> _WORK TO DO_
Output the material exactly, but drop every image it holds.

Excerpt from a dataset
^^^^^^^^

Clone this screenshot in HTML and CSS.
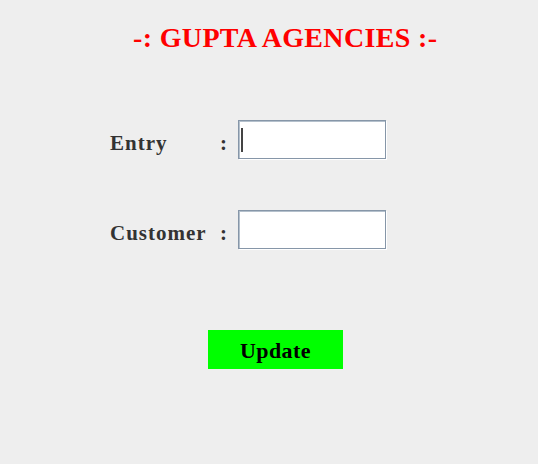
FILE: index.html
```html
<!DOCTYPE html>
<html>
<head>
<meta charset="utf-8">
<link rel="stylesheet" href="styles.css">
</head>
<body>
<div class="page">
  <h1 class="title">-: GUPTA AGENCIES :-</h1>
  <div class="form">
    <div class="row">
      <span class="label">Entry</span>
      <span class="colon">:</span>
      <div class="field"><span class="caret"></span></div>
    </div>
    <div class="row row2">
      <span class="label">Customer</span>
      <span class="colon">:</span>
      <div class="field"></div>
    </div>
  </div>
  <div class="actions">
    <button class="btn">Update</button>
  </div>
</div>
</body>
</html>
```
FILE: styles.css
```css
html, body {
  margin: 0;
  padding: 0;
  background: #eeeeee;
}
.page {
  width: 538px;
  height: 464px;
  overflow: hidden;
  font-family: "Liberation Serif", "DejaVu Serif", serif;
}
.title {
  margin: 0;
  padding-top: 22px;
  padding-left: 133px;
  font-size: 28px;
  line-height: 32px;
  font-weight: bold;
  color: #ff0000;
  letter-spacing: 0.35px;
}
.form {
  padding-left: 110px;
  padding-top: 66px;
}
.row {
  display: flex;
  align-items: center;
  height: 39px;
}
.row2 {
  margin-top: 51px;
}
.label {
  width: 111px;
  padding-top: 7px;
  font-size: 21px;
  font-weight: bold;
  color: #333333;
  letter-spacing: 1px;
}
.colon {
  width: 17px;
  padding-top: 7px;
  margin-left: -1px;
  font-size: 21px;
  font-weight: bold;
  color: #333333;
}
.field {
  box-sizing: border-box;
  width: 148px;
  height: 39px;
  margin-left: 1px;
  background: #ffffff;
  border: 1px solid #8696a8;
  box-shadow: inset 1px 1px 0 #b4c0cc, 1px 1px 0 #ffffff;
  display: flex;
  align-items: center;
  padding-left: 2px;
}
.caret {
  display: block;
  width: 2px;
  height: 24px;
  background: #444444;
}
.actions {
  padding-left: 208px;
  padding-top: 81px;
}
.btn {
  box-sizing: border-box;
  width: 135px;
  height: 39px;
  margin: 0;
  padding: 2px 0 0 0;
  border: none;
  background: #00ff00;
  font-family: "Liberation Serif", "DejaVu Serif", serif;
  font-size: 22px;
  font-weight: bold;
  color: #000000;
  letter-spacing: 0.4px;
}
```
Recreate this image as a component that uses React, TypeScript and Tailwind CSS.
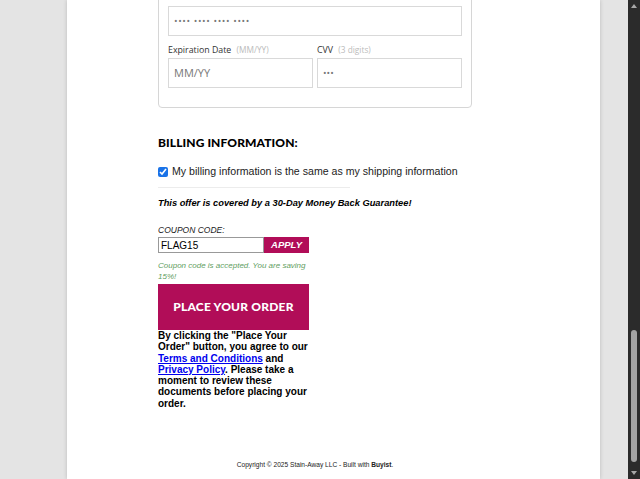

^^^^^^^^

> _ANSWER TO THE PROBLEM_
Clone this screenshot in HTML and CSS.
FILE: index.html
```html
<!DOCTYPE html>
<html>
<head>
<meta charset="utf-8">
<link rel="stylesheet" href="styles.css">
</head>
<body>
<div class="page">
  <h1 class="title">-: GUPTA AGENCIES :-</h1>
  <div class="form">
    <div class="row">
      <span class="label">Entry</span>
      <span class="colon">:</span>
      <div class="field"><span class="caret"></span></div>
    </div>
    <div class="row row2">
      <span class="label">Customer</span>
      <span class="colon">:</span>
      <div class="field"></div>
    </div>
  </div>
  <div class="actions">
    <button class="btn">Update</button>
  </div>
</div>
</body>
</html>
```
FILE: styles.css
```css
html, body {
  margin: 0;
  padding: 0;
  background: #eeeeee;
}
.page {
  width: 538px;
  height: 464px;
  overflow: hidden;
  font-family: "Liberation Serif", "DejaVu Serif", serif;
}
.title {
  margin: 0;
  padding-top: 22px;
  padding-left: 133px;
  font-size: 28px;
  line-height: 32px;
  font-weight: bold;
  color: #ff0000;
  letter-spacing: 0.35px;
}
.form {
  padding-left: 110px;
  padding-top: 66px;
}
.row {
  display: flex;
  align-items: center;
  height: 39px;
}
.row2 {
  margin-top: 51px;
}
.label {
  width: 111px;
  padding-top: 7px;
  font-size: 21px;
  font-weight: bold;
  color: #333333;
  letter-spacing: 1px;
}
.colon {
  width: 17px;
  padding-top: 7px;
  margin-left: -1px;
  font-size: 21px;
  font-weight: bold;
  color: #333333;
}
.field {
  box-sizing: border-box;
  width: 148px;
  height: 39px;
  margin-left: 1px;
  background: #ffffff;
  border: 1px solid #8696a8;
  box-shadow: inset 1px 1px 0 #b4c0cc, 1px 1px 0 #ffffff;
  display: flex;
  align-items: center;
  padding-left: 2px;
}
.caret {
  display: block;
  width: 2px;
  height: 24px;
  background: #444444;
}
.actions {
  padding-left: 208px;
  padding-top: 81px;
}
.btn {
  box-sizing: border-box;
  width: 135px;
  height: 39px;
  margin: 0;
  padding: 2px 0 0 0;
  border: none;
  background: #00ff00;
  font-family: "Liberation Serif", "DejaVu Serif", serif;
  font-size: 22px;
  font-weight: bold;
  color: #000000;
  letter-spacing: 0.4px;
}
```
Recreate this image as a component that uses React, TypeScript and Tailwind CSS.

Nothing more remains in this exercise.